Stated task:
Sift the material for lines containing "styles", and return them.

Source data:
*****

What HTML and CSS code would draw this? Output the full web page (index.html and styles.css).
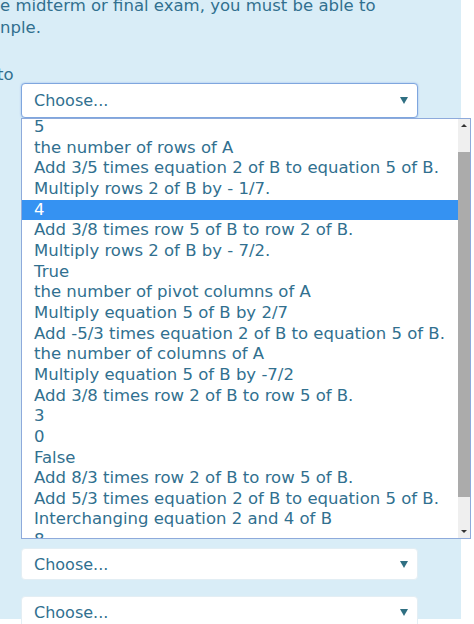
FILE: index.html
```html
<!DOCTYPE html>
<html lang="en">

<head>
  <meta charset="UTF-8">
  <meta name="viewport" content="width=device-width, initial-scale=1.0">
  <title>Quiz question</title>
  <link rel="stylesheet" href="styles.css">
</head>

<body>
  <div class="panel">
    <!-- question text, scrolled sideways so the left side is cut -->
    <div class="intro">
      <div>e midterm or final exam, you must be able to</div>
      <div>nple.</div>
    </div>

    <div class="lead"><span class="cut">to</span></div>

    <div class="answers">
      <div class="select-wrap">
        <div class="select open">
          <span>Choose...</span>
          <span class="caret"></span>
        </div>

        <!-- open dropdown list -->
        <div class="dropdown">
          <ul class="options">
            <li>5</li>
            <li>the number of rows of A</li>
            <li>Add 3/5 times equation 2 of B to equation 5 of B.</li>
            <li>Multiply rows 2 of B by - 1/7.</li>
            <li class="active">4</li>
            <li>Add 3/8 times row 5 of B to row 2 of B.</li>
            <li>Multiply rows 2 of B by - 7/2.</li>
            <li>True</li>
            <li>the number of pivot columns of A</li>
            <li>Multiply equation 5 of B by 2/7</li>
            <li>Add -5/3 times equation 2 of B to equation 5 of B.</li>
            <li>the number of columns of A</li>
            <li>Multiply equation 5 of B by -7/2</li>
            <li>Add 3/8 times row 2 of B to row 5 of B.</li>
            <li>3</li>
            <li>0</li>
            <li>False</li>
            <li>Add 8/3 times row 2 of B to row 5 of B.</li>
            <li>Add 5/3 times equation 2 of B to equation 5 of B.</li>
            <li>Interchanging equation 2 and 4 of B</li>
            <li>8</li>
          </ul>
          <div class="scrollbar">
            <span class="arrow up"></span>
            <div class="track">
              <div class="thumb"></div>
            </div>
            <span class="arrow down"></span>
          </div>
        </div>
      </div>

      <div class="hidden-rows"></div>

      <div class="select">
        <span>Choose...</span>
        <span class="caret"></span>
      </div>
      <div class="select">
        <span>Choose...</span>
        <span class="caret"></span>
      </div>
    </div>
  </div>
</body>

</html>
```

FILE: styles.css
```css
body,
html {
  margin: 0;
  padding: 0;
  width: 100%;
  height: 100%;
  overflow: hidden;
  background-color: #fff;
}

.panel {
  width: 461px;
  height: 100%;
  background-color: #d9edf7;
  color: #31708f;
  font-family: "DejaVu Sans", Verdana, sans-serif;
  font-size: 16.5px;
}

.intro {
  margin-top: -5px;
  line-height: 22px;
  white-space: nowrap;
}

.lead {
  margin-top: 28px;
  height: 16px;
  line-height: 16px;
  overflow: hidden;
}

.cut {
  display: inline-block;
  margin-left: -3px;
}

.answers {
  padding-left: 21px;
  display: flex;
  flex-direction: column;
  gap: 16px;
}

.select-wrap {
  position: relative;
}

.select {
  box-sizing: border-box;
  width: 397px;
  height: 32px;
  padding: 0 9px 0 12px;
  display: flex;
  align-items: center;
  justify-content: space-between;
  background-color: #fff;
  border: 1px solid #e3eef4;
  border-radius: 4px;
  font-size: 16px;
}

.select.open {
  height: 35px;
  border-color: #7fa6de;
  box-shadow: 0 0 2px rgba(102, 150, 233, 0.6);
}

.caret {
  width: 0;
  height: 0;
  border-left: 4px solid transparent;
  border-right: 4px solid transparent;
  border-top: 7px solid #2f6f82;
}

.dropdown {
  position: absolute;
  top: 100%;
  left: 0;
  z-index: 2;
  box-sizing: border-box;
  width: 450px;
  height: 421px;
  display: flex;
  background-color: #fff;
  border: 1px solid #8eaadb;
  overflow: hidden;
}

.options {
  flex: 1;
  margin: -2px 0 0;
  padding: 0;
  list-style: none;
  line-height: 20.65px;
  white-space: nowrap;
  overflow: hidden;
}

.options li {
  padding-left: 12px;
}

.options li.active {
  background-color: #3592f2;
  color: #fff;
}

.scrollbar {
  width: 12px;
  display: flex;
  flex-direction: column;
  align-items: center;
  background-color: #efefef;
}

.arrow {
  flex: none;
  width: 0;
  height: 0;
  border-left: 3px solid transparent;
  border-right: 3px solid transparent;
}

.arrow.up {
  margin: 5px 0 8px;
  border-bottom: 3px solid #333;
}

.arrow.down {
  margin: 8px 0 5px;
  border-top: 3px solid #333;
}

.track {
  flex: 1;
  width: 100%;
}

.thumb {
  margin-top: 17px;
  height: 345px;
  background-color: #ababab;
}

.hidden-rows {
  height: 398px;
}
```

*****

Completed exercise:
What HTML and CSS code would draw this? Output the full web page (index.html and styles.css).
  <link rel="stylesheet" href="styles.css">
FILE: styles.css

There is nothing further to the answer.